*DIRECTIONS*. Lines that include the word "React" are the ones to copy.

*DATA EXCERPT*.
•••••
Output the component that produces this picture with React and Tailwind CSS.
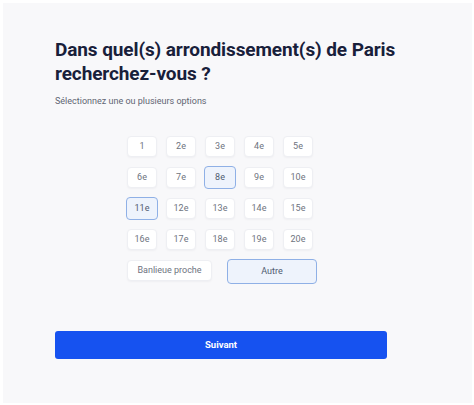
import React, { useState } from 'react';

const ARR = ['1', '2e', '3e', '4e', '5e', '6e', '7e', '8e', '9e', '10e', '11e', '12e', '13e', '14e', '15e', '16e', '17e', '18e', '19e', '20e'];

const App = () => {
  const [picked, setPicked] = useState(['8e', '11e', 'Autre']);

  const toggle = (v) =>
    setPicked((p) => (p.includes(v) ? p.filter((x) => x !== v) : [...p, v]));

  const base = 'flex items-center justify-center rounded-[4px] text-[9px] leading-none';
  const off = 'bg-white border border-[#eeeff3] text-[#6e7380] shadow-[0_1px_2px_rgba(16,24,40,0.04)]';
  const on = 'bg-[#eef3fc] border border-[#8fb0e6] text-[#4f5a70]';

  return (
    <div className="w-[474px] h-[405px] bg-white pt-[3px] pl-[3px] pr-[2px] pb-[2px]" style={{ fontFamily: 'Roboto, "Noto Sans", sans-serif' }}>
      <div className="h-[400px] bg-[#f8f8fa] pl-[52px] pt-[35px]">
        <div className="w-[332px]">
          <h1 className="text-[19px] leading-[23.5px] font-bold text-[#18203a] tracking-[-0.1px] whitespace-nowrap">
            Dans quel(s) arrondissement(s) de Paris
            <br />
            recherchez-vous ?
          </h1>
          <p className="mt-[9px] text-[9px] leading-[14px] text-[#5f6573]">
            Sélectionnez une ou plusieurs options
          </p>

          <div className="mt-[28px] ml-[72px] w-[190px]">
            <div className="grid grid-cols-[repeat(5,30px)] gap-x-[9px] gap-y-[10px]">
              {ARR.map((a) => {
                const sel = picked.includes(a);
                return (
                  <button
                    key={a}
                    onClick={() => toggle(a)}
                    className={`${base} ${sel ? on + ' h-[23px] -m-px' : off + ' h-[21px]'}`}
                  >
                    {a}
                  </button>
                );
              })}
            </div>
            <div className="mt-[9px] flex items-start gap-[15px]">
              <button
                onClick={() => toggle('Banlieue proche')}
                className={`${base} shrink-0 w-[85px] mt-px ${picked.includes('Banlieue proche') ? on + ' h-[23px]' : off + ' h-[21px]'}`}
              >
                Banlieue proche
              </button>
              <button
                onClick={() => toggle('Autre')}
                className={`${base} shrink-0 w-[90px] ${picked.includes('Autre') ? on + ' h-[25px]' : off + ' h-[21px]'}`}
              >
                Autre
              </button>
            </div>
          </div>

          <button className="mt-[47px] w-[332px] h-[28px] rounded-[3px] bg-[#1652f0] text-white text-[9.5px] font-bold flex items-center justify-center">
            Suivant
          </button>
        </div>
      </div>
    </div>
  );
};

export default App;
•••••
*RESULT OF THIS EXERCISE*.
Output the component that produces this picture with React and Tailwind CSS.
import React, { useState } from 'react';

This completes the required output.